▸ Supplied data:
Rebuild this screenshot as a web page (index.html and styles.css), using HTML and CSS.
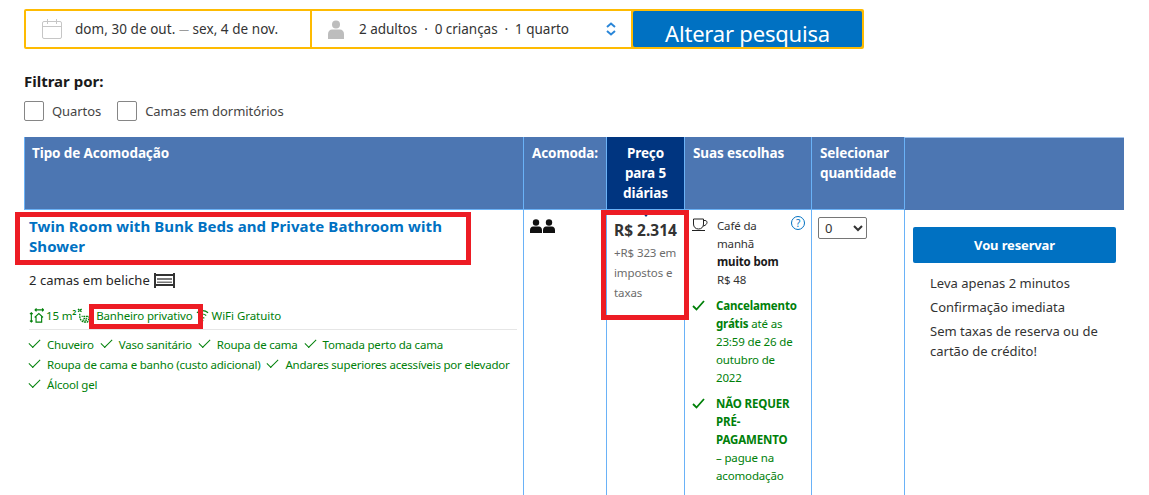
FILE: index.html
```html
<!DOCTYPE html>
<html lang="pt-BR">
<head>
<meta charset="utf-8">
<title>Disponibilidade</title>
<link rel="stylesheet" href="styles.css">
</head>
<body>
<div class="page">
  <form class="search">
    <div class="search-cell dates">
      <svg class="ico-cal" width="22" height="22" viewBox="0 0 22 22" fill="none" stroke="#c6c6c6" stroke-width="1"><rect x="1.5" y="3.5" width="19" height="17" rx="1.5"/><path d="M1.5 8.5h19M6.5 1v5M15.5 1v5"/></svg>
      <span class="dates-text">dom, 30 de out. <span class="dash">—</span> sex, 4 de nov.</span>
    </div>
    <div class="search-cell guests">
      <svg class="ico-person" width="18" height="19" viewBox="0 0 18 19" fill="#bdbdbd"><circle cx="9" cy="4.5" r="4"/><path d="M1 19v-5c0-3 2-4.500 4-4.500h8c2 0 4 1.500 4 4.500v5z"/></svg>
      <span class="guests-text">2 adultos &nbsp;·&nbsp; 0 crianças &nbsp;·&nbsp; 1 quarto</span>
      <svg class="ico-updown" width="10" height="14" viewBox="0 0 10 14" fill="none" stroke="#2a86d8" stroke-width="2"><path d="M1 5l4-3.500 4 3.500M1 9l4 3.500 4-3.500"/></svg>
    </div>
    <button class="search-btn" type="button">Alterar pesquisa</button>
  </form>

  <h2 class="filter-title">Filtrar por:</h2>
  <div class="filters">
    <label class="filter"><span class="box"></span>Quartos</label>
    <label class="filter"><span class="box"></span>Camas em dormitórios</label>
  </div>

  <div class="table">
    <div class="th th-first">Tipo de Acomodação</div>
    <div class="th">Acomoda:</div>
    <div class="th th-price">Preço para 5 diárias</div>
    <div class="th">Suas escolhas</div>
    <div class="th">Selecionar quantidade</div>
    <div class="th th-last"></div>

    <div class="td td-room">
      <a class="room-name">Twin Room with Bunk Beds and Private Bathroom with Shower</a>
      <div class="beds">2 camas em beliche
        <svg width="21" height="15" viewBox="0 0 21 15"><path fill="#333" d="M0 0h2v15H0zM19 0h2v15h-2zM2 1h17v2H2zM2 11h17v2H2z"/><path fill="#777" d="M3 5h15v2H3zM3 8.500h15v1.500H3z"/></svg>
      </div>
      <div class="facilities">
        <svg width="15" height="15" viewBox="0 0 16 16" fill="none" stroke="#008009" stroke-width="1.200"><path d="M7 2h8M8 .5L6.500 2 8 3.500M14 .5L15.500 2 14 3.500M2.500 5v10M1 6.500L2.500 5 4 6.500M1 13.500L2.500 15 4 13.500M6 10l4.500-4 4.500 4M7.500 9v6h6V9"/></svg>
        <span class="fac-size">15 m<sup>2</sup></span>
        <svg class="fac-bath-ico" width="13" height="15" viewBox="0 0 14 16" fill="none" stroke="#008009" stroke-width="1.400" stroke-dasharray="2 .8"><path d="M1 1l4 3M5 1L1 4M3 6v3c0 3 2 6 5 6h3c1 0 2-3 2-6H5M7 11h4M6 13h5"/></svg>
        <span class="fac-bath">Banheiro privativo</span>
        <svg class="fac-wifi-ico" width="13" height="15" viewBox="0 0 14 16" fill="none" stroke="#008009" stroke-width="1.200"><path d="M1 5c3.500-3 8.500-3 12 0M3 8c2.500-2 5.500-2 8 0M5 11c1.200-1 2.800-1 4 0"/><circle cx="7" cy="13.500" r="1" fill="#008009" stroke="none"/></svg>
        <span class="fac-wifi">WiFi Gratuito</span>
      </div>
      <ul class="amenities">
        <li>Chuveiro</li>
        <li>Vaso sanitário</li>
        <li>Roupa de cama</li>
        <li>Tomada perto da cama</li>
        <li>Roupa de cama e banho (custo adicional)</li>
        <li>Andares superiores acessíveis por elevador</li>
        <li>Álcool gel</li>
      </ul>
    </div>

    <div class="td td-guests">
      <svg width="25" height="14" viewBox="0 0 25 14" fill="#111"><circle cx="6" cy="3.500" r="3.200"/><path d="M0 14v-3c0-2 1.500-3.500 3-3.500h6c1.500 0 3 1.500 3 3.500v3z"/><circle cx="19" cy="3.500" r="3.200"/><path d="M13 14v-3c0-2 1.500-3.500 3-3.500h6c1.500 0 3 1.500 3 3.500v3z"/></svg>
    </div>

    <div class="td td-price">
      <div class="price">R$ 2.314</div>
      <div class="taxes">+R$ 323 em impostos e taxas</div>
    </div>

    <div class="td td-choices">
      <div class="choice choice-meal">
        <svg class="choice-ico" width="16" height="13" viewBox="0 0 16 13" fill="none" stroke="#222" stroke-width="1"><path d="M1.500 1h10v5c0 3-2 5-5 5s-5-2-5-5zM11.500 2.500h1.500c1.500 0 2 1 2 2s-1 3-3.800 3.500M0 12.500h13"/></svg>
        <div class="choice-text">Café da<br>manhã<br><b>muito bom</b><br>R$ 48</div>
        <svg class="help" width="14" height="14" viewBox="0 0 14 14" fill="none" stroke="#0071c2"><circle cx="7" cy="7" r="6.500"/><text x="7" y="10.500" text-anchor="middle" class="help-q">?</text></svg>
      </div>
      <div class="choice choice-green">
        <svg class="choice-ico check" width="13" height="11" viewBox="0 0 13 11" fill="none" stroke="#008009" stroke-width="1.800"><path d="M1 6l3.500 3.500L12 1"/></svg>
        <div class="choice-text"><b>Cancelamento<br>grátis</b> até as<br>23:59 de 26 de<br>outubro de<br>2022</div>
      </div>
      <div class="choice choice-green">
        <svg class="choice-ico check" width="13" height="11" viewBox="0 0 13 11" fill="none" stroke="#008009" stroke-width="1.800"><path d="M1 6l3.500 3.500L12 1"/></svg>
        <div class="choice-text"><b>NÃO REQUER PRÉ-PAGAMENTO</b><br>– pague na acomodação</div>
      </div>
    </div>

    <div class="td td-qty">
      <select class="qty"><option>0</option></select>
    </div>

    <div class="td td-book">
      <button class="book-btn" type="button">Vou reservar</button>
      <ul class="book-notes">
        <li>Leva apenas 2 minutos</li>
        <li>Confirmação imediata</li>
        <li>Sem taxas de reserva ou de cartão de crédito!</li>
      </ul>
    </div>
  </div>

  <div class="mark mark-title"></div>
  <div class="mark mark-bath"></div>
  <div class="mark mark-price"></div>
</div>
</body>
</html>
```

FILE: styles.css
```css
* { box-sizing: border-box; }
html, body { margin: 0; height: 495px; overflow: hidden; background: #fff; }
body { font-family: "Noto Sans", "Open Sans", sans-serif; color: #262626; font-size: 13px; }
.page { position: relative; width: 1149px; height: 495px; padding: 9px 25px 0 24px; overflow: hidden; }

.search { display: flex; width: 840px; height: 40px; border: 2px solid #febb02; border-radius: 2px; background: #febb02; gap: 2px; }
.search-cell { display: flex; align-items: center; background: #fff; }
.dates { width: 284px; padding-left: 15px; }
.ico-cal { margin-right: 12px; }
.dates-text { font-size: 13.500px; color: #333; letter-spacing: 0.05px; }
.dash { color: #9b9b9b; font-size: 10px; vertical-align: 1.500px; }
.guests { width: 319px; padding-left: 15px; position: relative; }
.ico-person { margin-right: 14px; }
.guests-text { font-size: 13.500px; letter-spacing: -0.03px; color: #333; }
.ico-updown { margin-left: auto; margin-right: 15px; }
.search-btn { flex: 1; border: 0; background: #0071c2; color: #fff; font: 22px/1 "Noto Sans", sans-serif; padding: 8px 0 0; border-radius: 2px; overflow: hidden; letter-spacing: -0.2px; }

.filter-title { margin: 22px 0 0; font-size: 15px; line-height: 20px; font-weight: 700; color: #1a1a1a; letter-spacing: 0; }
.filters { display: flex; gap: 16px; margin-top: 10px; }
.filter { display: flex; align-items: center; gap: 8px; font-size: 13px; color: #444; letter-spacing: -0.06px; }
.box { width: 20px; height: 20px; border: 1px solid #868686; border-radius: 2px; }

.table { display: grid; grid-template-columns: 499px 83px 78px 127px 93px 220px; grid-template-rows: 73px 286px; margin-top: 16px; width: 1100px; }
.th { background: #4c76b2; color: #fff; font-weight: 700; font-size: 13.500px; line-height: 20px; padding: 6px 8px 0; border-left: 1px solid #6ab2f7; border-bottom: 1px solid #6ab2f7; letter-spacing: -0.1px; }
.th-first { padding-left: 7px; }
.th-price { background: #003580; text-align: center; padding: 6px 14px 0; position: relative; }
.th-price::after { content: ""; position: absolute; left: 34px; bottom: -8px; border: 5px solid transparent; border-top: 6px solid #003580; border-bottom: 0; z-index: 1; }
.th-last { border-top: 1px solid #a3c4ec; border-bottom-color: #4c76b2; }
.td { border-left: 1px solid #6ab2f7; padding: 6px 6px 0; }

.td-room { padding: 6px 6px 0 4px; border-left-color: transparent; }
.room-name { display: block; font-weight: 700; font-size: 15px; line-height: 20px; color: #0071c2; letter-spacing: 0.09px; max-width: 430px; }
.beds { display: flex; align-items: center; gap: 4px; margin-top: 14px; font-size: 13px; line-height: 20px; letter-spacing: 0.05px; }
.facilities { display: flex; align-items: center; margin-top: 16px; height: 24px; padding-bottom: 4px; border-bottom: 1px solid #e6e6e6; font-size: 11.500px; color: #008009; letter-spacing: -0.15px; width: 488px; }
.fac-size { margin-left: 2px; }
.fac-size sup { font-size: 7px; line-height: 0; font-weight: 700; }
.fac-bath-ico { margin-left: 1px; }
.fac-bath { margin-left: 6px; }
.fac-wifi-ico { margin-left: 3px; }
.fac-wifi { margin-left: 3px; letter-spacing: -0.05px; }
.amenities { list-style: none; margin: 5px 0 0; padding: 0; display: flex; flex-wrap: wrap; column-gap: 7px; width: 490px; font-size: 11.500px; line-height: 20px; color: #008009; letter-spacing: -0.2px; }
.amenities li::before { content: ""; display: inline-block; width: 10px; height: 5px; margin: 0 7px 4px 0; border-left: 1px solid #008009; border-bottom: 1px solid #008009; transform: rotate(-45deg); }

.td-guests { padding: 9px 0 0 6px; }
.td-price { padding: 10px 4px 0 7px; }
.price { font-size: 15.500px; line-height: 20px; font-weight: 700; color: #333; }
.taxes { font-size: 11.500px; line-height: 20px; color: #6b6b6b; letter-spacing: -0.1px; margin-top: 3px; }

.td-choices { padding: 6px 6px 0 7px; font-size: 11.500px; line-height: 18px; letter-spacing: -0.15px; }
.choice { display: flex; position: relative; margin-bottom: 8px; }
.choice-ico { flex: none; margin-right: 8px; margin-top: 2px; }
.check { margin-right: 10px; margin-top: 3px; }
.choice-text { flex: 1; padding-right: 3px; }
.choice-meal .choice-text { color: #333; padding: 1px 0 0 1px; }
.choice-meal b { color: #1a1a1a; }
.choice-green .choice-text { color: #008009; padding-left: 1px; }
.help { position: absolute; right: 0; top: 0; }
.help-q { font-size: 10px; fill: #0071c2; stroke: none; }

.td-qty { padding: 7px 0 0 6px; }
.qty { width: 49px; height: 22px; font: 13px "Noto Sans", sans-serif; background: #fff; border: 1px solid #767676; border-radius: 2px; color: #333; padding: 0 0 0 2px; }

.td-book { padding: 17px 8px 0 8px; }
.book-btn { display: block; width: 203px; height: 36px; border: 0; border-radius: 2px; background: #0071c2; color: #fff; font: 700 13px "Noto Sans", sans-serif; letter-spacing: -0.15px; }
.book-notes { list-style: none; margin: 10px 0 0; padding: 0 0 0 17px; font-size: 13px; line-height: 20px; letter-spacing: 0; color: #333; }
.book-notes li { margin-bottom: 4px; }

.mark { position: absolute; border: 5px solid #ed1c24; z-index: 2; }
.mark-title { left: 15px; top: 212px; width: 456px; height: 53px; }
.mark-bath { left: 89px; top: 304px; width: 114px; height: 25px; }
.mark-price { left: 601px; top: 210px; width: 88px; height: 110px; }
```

...

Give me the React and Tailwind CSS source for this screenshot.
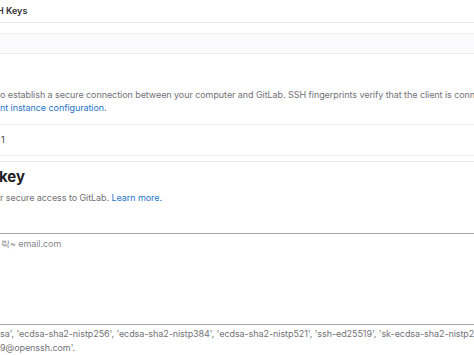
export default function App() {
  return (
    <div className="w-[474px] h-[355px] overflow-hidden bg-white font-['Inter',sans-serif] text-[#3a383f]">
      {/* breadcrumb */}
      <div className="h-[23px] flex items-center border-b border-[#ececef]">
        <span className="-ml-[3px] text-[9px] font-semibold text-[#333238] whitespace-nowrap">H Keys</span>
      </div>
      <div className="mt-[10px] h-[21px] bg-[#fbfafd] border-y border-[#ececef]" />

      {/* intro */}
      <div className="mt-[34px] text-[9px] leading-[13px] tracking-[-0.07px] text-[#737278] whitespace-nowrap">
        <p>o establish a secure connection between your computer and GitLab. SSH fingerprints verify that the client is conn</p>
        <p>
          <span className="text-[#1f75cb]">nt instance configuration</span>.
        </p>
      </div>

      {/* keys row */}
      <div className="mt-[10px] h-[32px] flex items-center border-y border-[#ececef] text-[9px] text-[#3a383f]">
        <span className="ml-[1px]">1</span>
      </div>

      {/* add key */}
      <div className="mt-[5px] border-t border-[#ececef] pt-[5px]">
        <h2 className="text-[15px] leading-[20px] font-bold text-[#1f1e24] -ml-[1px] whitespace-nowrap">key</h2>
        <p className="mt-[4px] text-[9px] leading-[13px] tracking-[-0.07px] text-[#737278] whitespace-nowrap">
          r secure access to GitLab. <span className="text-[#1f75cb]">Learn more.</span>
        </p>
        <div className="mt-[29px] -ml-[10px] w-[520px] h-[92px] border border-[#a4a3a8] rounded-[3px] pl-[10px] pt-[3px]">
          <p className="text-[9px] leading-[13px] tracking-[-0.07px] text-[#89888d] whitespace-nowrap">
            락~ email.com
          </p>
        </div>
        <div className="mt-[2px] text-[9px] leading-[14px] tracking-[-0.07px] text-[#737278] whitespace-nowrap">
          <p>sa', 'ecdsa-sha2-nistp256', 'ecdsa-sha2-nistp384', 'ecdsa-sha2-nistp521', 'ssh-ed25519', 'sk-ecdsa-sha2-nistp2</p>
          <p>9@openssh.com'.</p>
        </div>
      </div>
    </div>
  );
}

--

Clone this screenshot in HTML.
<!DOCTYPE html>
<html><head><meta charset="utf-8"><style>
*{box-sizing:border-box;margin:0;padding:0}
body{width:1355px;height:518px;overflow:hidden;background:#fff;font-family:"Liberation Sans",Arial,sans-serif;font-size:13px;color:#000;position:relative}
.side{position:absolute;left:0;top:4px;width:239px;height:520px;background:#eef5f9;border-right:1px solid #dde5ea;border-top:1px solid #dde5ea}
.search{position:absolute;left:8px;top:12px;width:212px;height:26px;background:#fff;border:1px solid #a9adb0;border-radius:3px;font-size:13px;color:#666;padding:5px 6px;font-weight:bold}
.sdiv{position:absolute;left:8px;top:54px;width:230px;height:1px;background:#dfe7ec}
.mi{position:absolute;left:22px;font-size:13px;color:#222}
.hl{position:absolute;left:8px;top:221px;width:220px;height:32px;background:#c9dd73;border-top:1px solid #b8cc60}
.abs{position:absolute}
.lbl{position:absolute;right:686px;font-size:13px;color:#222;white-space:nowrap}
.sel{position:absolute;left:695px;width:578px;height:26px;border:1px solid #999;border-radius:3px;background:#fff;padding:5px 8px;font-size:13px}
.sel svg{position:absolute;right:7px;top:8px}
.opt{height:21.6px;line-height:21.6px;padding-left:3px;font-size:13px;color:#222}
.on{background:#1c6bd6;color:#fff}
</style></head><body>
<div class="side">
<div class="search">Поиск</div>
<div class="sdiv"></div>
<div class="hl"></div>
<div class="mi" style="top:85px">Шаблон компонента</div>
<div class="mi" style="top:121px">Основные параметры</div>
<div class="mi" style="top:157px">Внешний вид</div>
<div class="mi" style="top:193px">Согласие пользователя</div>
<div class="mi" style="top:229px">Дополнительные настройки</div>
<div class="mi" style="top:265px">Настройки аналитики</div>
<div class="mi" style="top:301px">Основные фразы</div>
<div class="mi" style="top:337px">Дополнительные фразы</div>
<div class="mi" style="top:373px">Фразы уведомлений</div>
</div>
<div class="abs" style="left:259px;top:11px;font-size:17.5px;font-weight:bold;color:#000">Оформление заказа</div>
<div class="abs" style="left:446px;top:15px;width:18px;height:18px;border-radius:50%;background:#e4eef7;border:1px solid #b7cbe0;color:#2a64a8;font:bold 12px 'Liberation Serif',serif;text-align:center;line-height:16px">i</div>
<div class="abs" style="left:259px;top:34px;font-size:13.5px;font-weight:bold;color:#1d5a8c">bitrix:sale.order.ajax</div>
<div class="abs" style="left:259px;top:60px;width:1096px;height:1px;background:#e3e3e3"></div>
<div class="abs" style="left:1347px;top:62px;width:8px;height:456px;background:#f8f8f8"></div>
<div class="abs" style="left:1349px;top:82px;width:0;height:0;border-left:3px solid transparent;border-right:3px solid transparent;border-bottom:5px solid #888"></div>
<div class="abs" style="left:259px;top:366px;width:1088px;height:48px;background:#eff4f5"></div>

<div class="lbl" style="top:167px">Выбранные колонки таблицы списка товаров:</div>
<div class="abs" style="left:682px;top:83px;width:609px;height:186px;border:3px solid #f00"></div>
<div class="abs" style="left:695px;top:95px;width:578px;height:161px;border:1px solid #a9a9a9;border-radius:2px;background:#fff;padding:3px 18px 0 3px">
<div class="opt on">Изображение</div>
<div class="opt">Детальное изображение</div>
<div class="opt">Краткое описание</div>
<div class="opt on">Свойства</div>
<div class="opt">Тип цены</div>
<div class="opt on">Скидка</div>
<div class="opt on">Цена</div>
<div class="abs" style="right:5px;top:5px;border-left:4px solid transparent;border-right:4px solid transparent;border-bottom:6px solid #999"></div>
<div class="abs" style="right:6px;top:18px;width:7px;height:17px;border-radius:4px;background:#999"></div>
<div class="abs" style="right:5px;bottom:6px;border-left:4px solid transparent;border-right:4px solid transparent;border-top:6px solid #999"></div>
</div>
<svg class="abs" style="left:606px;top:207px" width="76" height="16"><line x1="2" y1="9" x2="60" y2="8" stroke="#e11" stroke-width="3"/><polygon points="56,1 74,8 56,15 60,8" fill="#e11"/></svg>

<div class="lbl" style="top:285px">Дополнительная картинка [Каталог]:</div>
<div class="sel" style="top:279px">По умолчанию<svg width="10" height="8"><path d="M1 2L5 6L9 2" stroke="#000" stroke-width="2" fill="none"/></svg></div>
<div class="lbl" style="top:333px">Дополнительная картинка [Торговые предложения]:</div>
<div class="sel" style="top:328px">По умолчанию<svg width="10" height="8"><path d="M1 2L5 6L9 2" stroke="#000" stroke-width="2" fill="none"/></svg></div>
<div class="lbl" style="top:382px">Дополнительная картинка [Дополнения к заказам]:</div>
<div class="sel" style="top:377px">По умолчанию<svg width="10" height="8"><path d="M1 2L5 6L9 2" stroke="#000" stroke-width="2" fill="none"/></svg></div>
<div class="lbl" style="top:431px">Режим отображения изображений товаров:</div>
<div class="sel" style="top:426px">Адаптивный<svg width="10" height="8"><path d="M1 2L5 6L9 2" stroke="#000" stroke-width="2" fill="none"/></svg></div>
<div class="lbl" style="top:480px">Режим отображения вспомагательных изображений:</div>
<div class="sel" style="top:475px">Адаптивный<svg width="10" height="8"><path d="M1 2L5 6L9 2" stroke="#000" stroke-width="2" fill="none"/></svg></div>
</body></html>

▸ What needs to be done:
From the entries, report each line that includes the word "screenshot".

▸ Finished answer:
Rebuild this screenshot as a web page (index.html and styles.css), using HTML and CSS.
Give me the React and Tailwind CSS source for this screenshot.
Clone this screenshot in HTML.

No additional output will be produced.